Erik Verlinde is a 48 year old professor of physics at the University of Amsterdam. Verlinde is a celebrated expert in string theory, that esoteric field of research attempting to move the description of the universe beyond Einstein.  Dennis Overbye has a very interesting article today about Verlinde in The New York Times. 

It is not string theory that has attracted new attention to Verlinde.  In fact, what has some of the physics world talking (and some yawning) involves little rigorous mathematics.  Verlinde has proposed that gravity is not a fundamental force of the universe, as proposed by Newton and Einstein.  He proposes that it is secondary, an illusion if you will, resulting from observations of the effects of laws of thermodynamics.  He sees gravity as a symptom produced by entropy, the form that energy takes as a result of irreversible (ie, naturally occurring) processes which make that energy unavailable to do work.  Many are most familiar with entropy as a measure of disorder.

Verlinde sees entropy as a fundamental parameter and gravity as a dependent variable.  Newton and Einstein saw gravity as a fundamental force of the universe whereby any two objects undergo mutual attraction which increases as the product of their masses and decreases as the square of the distance that separates them.  Verlinde’s suggestions seem to be centered on the idea that our perception of gravity is a prisoner of our view of space.  The Overbye article goes into a number of interesting thought processes relating our traditional physics in three dimensional space to holograms which reduce multidimensional information to two dimensional space without any losses.  One of the ideas was written as follows:

Those exploding black holes (at least in theory — none has ever been observed) lit up a new strangeness of nature.
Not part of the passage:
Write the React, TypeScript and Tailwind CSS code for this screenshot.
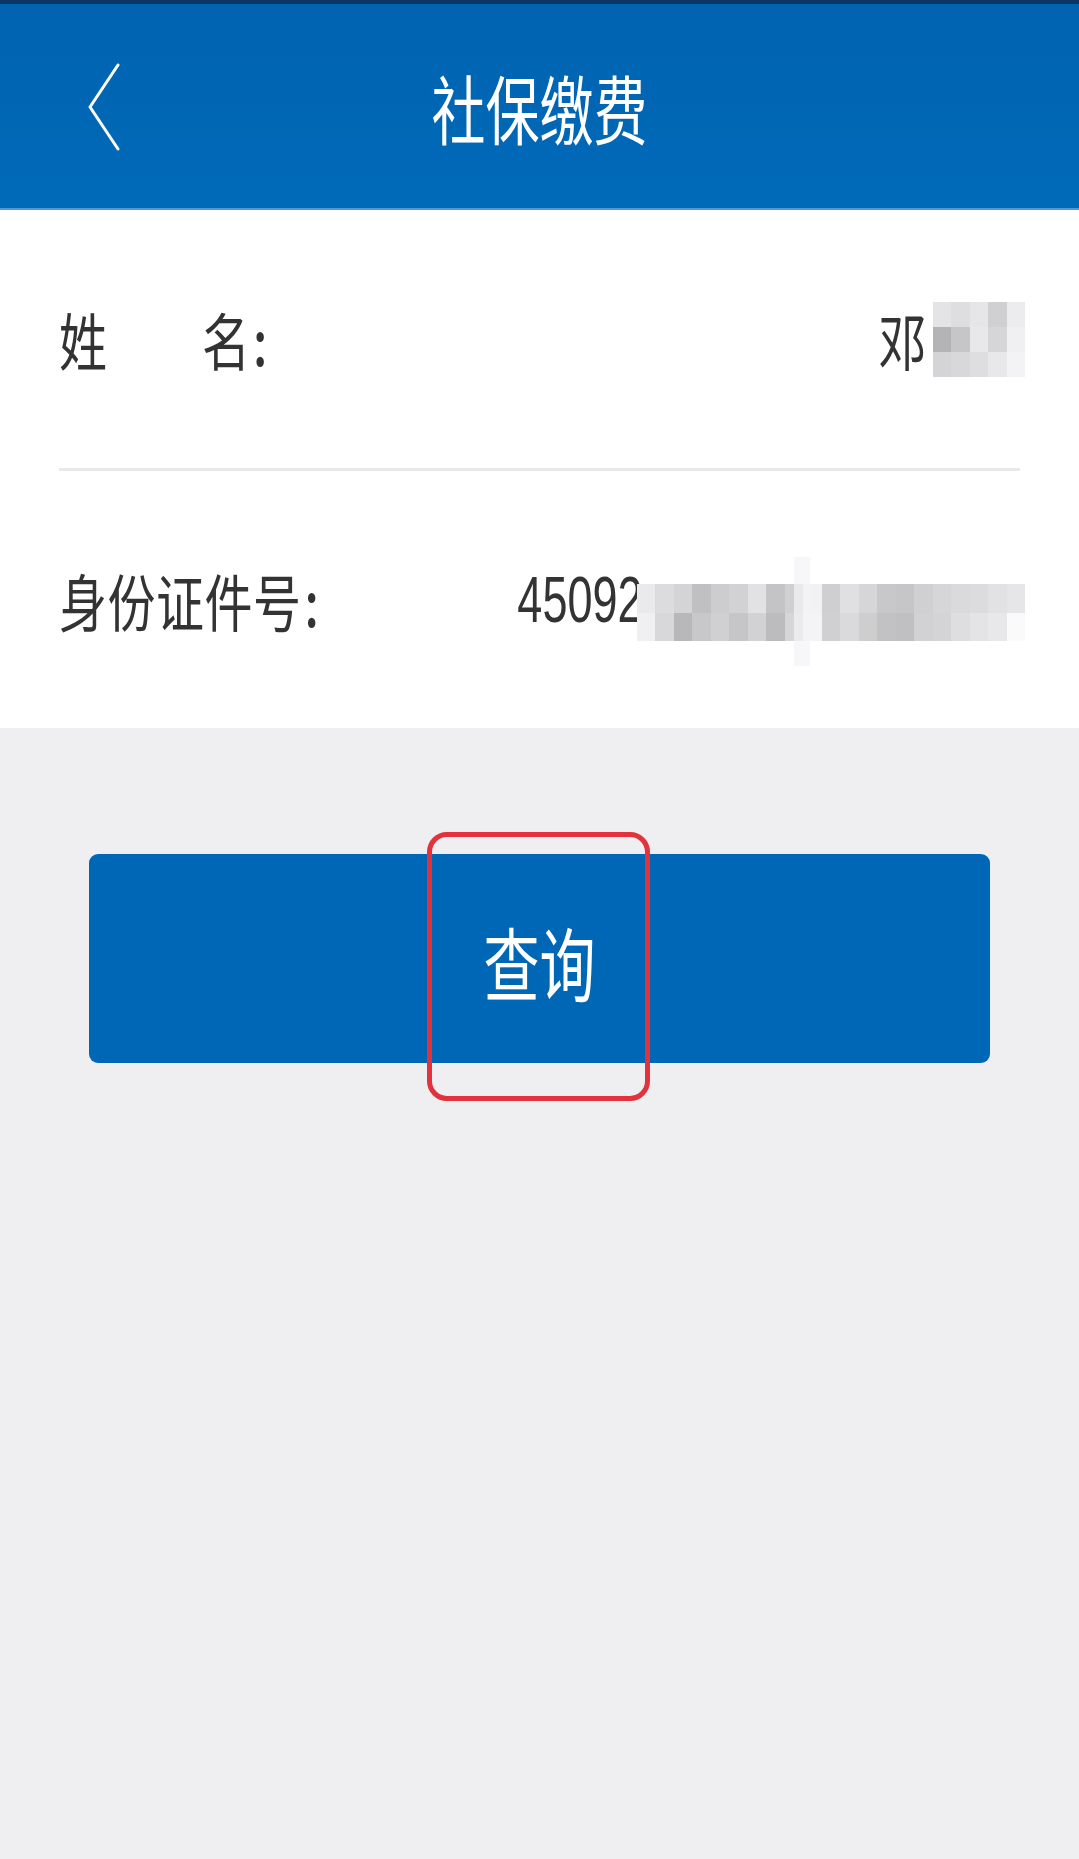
import React from 'react'

const cjk = { fontFamily: '"Noto Sans CJK SC", "Noto Sans", sans-serif' }

// mosaic cells (the blurred parts of the screenshot)
const nameMosaic = [
  ['#e4e4e6', '#dedee0', '#e6e6e8', '#d0d0d2', '#ececee'],
  ['#b4b4b6', '#c6c6c8', '#e8e8ea', '#d6d6d8', '#f0f0f2'],
  ['#d4d4d6', '#d8d8da', '#dedee0', '#e8e8ea', '#f3f3f5'],
]

const idMosaic = [
  ['#eaeaec', '#dcdcde', '#d4d4d6', '#c0c0c2', '#cdcdcf', '#d2d2d4', '#e2e2e4', '#c4c4c6', '#d0d0d2', '#f2f2f4', '#cfcfd1', '#e0e0e2', '#d6d6d8', '#c8c8ca', '#c6c6c8', '#d0d0d2', '#d6d6d8', '#dadadc', '#dcdcde', '#e2e2e4', '#e6e6e8'],
  ['#f0f0f2', '#d8d8da', '#b8b8ba', '#c8c8ca', '#d0d0d2', '#c6c6c8', '#d2d2d4', '#bcbcbe', '#d6d6d8', '#f4f4f6', '#d0d0d2', '#dadadc', '#cececf', '#c2c2c4', '#c0c0c2', '#d2d2d4', '#d4d4d6', '#dedee0', '#e4e4e6', '#e8e8ea', '#fafafa'],
]

function Mosaic({ cells, w, h }: { cells: string[][]; w: number; h: number }) {
  return (
    <div className="flex flex-col">
      {cells.map((row, i) => (
        <div key={i} className="flex">
          {row.map((c, j) => (
            <div key={j} style={{ backgroundColor: c, width: w, height: h }} />
          ))}
        </div>
      ))}
    </div>
  )
}

export default function App() {
  return (
    <div className="min-h-screen w-full bg-[#efeef0]" style={cjk}>
      {/* header */}
      <div className="h-[4px] bg-[#0b3563]" />
      <div className="grid h-[204px] grid-cols-[1fr_auto_1fr] items-center bg-gradient-to-b from-[#0063b0] to-[#006ab9]">
        <div className="flex items-center pl-[86px] pt-[4px]">
          <svg width="36" height="90" viewBox="0 0 36 90" fill="none">
            <path d="M32 2 L4 44 L32 86" stroke="#ffffff" strokeWidth="3" strokeLinecap="round" strokeLinejoin="round" />
          </svg>
        </div>
        <div className="pt-[2px] text-[54px] leading-none text-white">
          <span className="inline-block scale-y-[1.38]">社保缴费</span>
        </div>
        <div />
      </div>
      <div className="h-[2px] bg-[#4f9ad6]" />

      {/* form */}
      <div className="bg-white pl-[59px] pr-[54px]">
        <div className="flex h-[258px] items-center justify-between text-[#333333]">
          <div className="flex items-center text-[48px] leading-none">
            <span className="inline-block w-[143px] scale-y-[1.3]">姓</span>
            <span className="inline-block scale-y-[1.3]">名</span>
            <span className="ml-[3px] inline-block scale-y-[1.3] font-medium">:</span>
          </div>
          <div className="flex items-center">
            <span className="inline-block scale-y-[1.3] text-[48px] leading-none">邓</span>
            <div className="ml-[6px]">
              <Mosaic cells={nameMosaic} w={18.5} h={25} />
            </div>
          </div>
        </div>
        <div className="mr-[5px] h-[3px] bg-[#e9e9ed]" />
        <div className="flex h-[257px] items-center justify-between text-[#333333]">
          <div className="flex items-center text-[48px] leading-none">
            <span className="inline-block scale-y-[1.3] tracking-[0.5px]">身份证件号</span>
            <span className="ml-[3px] inline-block scale-y-[1.3] font-medium">:</span>
          </div>
          <div className="flex items-center">
            <span
              className="inline-block scale-y-[1.45] text-[45px] leading-none"
              style={{ fontFamily: '"Liberation Sans", sans-serif' }}
            >
              45092
            </span>
            <div className="relative -ml-[6px] mt-[26px]">
              <Mosaic cells={idMosaic} w={18.5} h={28.5} />
              <div className="absolute -top-[27px] left-[157px] h-[109px] w-[16px] bg-[#f4f4f6] opacity-70" />
            </div>
          </div>
        </div>
      </div>

      {/* button */}
      <div className="px-[89px] pt-[126px]">
        <div className="relative flex h-[209px] items-center justify-center rounded-[9px] bg-[#0067b7]">
          <span className="inline-block scale-y-[1.42] pt-[2px] text-[56px] leading-none text-white">查询</span>
          <div className="absolute -top-[22px] left-[338px] h-[269px] w-[223px] rounded-[20px] border-[5px] border-[#e2323d]" />
        </div>
      </div>
    </div>
  )
}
Black holes, in effect, are holograms — like the 3-D images you see on bank cards. All the information about what has been lost inside them is encoded on their surfaces. Physicists have been wondering ever since how this “holographic principle” — that we are all maybe just shadows on a distant wall — applies to the universe and where it came from. 

Verlinde’s ideas have critics who say he is lacking in mathematical rigor.  He does sound more like a science philosopher than a practicing theoretical physicist.  Some might say he should try his hand at writing science fiction.  But this humble reader is in awe of his audacity.  He is working, along with his twin brother Herman, a physics professor at Princeton and also a noted string theorist, on applying the mathematics of string theory to the idea of "entropic force" producing gravity.  Will a modern day "Newton" be struck on the head with a 21st century version of the "apple"?

Read Overbye’s article in The NY Times. I have only touched on the human and scientific subtleties Overbye covers. 

Note:  This blog post has nothing to do with economics, finance and investing.  It will not be offered to the SA editors as a possible article.  However, I found the topic absolutely captivating.  There are so many things that modern physics can not explain; there must be more complete theoretical explanations than we have so far.  Verlinde may or may not have a glimpse of future advances.  But, even if he misses the mark, his very proposals and ideas reemphasize that there are marks out there that no one can see clearly yet.

I hope readers will indulge my need to note some thoughts about this here.